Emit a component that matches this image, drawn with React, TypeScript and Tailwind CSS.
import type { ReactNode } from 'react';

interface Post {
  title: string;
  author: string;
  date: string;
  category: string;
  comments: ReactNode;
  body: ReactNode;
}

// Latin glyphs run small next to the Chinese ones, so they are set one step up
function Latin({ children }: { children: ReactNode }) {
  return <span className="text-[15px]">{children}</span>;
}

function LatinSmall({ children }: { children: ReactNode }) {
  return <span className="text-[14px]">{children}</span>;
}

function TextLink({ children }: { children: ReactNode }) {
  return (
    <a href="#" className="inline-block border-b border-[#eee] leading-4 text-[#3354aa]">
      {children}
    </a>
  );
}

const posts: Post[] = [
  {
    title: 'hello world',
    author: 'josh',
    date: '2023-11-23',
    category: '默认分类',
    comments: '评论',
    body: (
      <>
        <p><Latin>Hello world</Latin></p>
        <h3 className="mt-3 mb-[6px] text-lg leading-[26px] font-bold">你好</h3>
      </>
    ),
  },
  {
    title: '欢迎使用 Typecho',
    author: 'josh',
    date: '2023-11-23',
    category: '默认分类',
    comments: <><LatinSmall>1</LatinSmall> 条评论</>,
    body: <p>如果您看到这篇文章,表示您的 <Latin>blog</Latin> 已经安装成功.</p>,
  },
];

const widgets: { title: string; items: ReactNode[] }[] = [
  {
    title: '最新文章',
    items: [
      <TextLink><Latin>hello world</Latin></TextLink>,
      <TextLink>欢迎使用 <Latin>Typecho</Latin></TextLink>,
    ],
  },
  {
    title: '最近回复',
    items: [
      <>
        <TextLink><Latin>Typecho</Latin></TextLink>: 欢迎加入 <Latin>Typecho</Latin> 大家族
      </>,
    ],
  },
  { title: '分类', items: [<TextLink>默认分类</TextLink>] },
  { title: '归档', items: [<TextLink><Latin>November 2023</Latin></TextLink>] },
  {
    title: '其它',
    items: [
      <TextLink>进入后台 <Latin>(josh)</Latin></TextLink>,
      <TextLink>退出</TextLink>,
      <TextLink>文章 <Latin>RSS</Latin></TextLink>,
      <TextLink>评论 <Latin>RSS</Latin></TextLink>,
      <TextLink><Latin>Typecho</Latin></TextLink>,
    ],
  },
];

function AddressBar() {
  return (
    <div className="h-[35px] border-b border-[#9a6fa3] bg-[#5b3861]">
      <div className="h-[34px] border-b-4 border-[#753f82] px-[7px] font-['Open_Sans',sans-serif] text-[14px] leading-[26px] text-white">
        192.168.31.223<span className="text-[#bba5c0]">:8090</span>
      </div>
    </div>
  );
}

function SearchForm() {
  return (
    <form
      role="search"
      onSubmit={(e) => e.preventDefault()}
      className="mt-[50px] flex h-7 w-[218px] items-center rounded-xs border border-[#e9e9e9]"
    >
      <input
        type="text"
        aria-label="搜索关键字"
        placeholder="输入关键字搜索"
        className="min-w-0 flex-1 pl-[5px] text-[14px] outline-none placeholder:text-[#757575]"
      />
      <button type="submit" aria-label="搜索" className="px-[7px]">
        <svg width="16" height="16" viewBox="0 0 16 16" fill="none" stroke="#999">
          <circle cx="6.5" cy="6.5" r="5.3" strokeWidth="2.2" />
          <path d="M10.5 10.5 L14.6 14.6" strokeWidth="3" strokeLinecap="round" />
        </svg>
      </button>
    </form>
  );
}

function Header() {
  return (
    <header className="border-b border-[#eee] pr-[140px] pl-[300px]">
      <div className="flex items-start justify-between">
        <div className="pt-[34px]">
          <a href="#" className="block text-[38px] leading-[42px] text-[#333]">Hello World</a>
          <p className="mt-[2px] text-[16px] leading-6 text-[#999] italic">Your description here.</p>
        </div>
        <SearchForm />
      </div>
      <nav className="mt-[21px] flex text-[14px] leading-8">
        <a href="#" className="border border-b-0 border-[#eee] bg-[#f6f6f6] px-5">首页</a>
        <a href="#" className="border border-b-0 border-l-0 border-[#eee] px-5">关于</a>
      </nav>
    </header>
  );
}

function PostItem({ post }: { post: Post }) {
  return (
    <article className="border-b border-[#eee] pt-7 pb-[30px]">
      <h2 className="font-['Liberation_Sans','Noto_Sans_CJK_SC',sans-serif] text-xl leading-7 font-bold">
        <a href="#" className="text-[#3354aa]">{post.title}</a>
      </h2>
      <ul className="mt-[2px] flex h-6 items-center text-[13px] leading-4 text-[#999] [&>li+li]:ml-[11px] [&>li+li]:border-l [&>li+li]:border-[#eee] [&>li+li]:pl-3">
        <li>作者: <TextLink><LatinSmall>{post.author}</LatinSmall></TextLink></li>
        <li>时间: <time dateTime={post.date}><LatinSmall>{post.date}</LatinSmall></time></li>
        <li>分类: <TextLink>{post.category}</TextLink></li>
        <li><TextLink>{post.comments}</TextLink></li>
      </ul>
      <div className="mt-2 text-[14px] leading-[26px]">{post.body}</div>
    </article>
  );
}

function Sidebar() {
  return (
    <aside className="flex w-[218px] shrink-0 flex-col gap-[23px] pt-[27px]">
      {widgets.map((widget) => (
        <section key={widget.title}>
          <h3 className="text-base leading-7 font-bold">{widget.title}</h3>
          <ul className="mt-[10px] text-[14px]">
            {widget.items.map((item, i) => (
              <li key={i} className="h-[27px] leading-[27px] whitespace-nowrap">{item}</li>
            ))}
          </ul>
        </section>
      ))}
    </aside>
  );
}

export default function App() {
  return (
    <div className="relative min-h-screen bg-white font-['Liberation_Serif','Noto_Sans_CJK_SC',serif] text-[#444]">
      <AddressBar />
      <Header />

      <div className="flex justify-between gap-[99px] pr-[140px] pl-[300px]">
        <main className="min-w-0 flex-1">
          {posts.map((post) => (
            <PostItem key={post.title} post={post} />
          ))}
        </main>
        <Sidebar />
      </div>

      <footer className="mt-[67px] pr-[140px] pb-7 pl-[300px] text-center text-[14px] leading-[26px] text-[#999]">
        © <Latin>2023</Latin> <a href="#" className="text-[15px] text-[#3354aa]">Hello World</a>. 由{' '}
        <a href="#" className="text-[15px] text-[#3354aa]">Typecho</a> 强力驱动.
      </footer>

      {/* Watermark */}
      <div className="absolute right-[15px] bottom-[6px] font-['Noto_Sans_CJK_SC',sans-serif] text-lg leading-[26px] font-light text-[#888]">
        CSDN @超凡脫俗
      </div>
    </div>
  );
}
▬▬▬▬▬▬
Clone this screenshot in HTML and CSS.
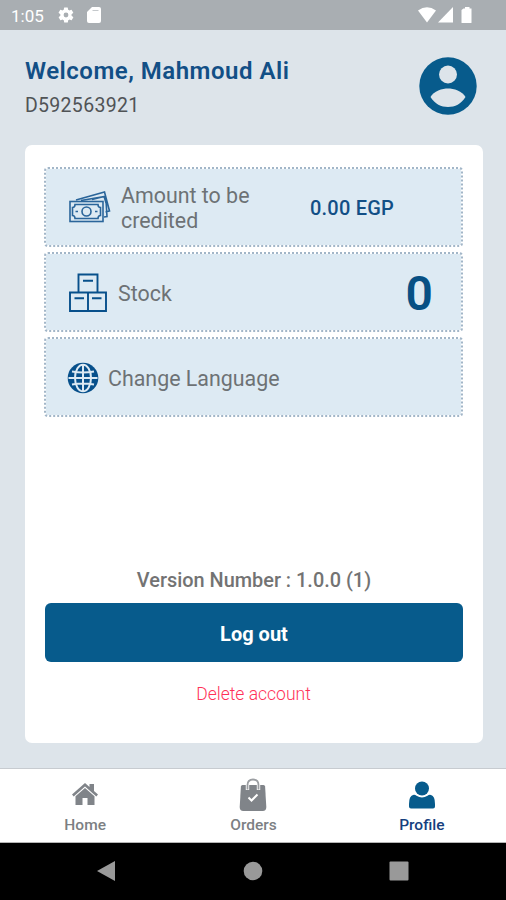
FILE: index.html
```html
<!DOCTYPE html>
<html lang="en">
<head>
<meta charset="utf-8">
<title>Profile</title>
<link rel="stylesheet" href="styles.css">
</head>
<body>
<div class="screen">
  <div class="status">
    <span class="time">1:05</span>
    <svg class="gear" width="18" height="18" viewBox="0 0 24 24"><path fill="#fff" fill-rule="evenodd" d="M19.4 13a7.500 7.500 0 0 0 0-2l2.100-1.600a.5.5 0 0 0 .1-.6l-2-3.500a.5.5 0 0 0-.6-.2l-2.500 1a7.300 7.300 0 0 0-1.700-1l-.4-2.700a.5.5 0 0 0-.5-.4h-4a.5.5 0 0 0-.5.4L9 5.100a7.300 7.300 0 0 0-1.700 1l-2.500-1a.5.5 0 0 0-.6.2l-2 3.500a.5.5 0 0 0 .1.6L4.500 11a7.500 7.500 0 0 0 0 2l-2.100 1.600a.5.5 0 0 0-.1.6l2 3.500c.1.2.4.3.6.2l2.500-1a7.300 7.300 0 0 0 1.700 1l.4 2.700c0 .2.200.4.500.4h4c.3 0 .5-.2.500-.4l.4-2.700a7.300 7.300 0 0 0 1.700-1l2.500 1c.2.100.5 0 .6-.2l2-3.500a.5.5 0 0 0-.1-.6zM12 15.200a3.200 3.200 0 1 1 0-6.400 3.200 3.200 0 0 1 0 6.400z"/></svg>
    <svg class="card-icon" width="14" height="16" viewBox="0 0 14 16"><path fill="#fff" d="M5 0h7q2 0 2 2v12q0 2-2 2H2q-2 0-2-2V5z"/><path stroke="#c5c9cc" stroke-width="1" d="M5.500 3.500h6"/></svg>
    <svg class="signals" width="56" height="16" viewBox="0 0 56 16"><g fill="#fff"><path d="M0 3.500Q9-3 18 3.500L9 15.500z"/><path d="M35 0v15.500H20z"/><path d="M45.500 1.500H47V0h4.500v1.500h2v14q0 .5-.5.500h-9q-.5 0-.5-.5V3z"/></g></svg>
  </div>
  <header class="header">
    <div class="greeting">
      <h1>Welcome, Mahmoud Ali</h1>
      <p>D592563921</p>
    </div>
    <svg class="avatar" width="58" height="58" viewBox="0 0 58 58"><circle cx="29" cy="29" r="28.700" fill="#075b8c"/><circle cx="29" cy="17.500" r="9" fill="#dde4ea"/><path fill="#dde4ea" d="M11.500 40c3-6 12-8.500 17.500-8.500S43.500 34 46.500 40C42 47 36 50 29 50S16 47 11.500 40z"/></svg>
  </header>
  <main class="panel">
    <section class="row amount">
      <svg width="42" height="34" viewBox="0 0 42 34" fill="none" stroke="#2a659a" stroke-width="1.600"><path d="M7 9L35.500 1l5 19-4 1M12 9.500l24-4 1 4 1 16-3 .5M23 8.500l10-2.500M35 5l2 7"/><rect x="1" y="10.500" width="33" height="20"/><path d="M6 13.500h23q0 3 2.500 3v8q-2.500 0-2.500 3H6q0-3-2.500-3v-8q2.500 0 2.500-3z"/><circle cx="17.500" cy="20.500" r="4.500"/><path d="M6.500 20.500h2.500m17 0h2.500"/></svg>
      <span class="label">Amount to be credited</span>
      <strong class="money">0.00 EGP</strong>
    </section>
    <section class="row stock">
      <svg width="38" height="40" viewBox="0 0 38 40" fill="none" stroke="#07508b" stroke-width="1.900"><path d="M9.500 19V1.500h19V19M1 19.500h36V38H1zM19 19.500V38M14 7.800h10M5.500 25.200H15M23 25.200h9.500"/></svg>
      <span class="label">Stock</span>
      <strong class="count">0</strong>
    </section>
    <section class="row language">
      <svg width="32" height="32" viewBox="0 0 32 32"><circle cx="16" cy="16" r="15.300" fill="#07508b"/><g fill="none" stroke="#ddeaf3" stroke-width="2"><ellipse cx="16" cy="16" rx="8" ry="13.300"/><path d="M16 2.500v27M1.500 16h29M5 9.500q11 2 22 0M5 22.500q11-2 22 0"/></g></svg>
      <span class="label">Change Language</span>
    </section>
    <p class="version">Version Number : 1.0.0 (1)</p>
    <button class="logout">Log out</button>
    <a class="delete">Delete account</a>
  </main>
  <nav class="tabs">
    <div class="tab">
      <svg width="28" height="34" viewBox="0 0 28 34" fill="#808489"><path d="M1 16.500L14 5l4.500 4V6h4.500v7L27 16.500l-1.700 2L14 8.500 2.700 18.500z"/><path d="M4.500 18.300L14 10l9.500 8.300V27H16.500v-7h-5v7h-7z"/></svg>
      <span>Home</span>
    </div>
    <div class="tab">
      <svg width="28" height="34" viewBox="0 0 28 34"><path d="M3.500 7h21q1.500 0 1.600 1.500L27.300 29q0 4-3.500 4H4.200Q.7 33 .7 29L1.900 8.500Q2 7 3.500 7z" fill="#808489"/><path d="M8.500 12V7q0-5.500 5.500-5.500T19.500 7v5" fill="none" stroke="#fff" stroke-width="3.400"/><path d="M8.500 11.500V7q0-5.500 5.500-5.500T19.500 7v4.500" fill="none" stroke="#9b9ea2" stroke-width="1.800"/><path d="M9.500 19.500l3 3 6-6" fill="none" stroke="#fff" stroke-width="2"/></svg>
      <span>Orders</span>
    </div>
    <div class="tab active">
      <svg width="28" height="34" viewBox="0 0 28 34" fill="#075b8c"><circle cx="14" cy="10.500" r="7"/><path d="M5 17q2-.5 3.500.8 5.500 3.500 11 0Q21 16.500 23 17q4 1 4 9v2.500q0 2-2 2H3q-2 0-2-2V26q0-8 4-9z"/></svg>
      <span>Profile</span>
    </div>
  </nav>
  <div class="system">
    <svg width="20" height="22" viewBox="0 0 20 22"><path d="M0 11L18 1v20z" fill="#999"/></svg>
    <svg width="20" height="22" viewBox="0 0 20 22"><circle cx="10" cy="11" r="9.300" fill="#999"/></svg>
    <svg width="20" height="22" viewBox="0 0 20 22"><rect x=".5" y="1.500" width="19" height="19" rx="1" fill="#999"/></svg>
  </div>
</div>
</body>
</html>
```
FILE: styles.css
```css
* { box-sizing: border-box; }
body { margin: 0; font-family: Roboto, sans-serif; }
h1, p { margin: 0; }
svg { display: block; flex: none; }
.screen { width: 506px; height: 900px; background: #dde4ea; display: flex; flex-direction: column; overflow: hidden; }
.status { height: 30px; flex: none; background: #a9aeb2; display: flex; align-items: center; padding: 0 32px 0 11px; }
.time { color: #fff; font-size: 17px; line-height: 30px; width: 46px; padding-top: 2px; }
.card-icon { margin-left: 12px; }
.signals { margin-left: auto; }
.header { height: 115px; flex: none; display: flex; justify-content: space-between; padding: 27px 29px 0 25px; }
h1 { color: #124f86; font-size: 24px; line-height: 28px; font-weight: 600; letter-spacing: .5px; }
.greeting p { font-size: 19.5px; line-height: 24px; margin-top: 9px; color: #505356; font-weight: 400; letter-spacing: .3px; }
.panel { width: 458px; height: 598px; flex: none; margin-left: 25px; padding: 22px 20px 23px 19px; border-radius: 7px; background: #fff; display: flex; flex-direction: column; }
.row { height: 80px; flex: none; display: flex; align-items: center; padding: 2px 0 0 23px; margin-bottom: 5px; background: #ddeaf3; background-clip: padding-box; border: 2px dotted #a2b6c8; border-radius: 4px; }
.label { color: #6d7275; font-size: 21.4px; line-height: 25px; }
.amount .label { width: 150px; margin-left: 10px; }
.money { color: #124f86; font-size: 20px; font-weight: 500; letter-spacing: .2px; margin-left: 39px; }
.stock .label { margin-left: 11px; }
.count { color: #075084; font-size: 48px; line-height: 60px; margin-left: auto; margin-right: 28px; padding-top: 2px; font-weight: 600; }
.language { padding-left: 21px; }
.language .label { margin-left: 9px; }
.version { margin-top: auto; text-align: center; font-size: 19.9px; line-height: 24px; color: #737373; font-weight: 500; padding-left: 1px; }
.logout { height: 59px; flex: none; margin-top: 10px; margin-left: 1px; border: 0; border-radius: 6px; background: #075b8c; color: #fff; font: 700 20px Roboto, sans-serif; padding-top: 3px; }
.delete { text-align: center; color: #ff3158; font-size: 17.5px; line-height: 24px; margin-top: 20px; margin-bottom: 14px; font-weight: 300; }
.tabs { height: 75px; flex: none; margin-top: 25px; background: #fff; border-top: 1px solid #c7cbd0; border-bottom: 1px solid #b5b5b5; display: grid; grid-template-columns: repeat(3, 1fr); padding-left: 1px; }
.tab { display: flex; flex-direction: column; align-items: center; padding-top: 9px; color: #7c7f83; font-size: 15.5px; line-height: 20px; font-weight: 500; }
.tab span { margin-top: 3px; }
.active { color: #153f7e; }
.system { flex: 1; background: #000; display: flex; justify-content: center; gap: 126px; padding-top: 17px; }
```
▬▬▬▬▬▬
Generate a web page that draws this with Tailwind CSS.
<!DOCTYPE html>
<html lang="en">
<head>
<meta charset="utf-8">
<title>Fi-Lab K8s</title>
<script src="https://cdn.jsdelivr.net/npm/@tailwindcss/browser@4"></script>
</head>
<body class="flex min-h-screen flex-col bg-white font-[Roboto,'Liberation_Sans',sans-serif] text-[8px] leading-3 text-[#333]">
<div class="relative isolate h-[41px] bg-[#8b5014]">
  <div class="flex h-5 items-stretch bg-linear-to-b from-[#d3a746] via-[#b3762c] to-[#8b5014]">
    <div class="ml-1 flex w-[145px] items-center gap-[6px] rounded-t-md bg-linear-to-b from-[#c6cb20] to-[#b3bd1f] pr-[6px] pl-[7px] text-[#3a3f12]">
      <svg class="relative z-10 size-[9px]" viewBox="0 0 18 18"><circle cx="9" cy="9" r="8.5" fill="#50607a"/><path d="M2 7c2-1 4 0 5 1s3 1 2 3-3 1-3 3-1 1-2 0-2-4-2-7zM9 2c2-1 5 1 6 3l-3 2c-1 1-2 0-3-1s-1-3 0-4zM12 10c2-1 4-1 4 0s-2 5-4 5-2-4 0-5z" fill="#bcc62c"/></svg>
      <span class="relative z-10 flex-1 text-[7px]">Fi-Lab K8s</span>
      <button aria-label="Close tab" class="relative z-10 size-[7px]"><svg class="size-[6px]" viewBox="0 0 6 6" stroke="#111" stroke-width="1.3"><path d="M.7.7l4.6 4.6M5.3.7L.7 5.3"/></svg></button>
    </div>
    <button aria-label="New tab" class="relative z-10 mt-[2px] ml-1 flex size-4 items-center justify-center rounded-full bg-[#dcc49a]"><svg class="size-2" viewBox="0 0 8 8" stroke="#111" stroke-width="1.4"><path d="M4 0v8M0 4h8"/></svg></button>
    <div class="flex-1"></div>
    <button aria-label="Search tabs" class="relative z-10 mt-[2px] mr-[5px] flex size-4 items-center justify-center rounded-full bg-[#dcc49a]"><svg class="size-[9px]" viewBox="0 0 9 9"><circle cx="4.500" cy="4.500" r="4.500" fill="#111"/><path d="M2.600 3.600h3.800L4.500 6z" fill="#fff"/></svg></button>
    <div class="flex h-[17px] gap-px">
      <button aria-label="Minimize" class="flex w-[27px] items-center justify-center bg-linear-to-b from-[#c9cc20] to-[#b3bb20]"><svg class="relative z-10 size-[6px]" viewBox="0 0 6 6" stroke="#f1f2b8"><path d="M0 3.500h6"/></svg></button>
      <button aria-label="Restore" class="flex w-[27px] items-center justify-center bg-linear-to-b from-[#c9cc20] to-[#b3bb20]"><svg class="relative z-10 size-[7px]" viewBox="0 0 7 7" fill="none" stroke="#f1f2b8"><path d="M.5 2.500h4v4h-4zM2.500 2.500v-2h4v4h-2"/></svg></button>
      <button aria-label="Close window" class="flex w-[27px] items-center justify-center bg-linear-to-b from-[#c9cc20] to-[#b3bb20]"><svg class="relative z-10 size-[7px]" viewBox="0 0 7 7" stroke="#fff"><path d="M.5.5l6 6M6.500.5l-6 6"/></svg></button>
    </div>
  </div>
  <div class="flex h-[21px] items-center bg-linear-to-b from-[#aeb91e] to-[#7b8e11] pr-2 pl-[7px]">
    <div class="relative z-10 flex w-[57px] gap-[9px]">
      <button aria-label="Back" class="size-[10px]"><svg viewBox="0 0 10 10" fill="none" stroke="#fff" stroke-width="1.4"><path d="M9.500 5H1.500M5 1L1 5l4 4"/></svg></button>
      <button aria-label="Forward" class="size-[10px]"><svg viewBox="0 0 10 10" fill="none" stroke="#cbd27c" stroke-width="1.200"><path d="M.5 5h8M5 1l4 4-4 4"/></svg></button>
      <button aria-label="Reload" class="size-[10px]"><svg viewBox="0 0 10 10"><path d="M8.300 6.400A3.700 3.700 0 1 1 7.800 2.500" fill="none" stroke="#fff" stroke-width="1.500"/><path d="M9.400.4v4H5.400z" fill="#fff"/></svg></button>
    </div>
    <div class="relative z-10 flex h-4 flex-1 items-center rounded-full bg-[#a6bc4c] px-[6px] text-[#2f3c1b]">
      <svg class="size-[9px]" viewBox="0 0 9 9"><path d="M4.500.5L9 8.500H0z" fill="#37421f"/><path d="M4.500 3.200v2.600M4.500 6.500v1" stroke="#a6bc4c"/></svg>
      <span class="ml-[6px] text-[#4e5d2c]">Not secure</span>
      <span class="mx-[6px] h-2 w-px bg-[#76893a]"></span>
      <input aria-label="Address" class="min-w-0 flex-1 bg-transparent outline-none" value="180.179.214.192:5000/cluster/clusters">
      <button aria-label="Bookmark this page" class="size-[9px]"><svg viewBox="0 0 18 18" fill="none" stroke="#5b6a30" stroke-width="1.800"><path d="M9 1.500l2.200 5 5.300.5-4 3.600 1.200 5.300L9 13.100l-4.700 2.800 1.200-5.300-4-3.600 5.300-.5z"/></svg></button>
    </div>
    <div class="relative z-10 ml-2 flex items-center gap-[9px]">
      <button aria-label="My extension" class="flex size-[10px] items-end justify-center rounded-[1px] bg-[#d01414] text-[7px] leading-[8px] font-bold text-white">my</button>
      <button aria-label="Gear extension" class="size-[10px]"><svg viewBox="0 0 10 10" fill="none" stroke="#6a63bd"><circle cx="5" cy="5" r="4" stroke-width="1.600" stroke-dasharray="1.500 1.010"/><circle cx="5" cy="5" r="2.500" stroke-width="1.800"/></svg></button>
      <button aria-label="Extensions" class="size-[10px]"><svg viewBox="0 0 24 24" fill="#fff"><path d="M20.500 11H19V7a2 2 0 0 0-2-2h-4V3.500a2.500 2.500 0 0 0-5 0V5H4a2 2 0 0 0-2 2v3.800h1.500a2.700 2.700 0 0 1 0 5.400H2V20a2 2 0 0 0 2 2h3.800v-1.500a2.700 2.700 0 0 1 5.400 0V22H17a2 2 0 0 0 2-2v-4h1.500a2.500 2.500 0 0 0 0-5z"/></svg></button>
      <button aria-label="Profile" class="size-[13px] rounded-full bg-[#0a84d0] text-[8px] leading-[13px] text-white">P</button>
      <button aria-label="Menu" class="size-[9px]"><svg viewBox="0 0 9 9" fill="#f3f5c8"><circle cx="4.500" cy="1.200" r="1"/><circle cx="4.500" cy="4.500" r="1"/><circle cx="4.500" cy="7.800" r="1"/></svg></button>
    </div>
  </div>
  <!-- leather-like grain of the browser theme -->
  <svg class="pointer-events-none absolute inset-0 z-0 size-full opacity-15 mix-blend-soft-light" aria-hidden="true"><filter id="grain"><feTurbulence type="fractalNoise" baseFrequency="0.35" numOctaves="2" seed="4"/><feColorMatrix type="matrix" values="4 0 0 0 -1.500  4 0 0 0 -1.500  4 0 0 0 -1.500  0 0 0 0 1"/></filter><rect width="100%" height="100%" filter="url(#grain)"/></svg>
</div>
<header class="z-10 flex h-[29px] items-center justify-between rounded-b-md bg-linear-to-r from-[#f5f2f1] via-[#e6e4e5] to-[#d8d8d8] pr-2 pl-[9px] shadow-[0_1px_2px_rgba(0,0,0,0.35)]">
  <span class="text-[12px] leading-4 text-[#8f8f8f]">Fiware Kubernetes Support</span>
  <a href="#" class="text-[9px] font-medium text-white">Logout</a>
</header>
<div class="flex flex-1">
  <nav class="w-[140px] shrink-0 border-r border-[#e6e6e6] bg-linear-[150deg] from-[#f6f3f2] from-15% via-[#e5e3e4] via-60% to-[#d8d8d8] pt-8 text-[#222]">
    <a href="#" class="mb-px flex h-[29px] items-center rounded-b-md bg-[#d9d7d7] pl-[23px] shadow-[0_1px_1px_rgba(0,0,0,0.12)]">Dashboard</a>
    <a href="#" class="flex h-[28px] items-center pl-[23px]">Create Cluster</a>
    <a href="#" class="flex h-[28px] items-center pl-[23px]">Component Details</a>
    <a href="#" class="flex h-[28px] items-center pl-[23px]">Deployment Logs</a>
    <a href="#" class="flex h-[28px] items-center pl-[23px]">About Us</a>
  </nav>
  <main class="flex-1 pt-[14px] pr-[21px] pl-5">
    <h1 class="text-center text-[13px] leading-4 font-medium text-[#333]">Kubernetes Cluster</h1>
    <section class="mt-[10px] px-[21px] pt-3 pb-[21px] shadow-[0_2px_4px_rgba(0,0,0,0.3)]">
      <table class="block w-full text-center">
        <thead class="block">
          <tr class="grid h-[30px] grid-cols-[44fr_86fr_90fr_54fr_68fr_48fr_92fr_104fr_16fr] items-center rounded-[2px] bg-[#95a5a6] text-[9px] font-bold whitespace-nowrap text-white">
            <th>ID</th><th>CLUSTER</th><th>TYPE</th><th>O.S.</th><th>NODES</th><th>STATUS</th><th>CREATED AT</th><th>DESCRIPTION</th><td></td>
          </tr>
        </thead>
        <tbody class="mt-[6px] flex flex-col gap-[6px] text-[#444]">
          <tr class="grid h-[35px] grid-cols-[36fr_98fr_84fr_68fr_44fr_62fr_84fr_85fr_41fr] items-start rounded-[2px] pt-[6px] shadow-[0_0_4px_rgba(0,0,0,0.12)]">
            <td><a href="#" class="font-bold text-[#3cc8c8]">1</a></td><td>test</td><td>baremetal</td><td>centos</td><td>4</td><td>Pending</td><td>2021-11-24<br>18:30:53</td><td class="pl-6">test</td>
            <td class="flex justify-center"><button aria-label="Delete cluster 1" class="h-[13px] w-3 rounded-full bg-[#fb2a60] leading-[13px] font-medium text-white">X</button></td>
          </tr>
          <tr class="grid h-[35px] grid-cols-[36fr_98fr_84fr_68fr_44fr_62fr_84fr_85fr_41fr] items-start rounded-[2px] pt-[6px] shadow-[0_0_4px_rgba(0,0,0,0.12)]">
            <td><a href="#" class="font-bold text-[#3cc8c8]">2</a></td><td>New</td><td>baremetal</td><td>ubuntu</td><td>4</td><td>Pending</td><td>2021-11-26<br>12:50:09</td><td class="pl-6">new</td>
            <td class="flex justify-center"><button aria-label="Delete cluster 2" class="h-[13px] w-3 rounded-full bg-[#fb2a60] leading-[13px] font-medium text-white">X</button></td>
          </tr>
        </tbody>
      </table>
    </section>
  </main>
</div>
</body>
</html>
▬▬▬▬▬▬
Of the lines above, how many contain the string "that"? Only the number is required.

- **Solution to the problem**:
2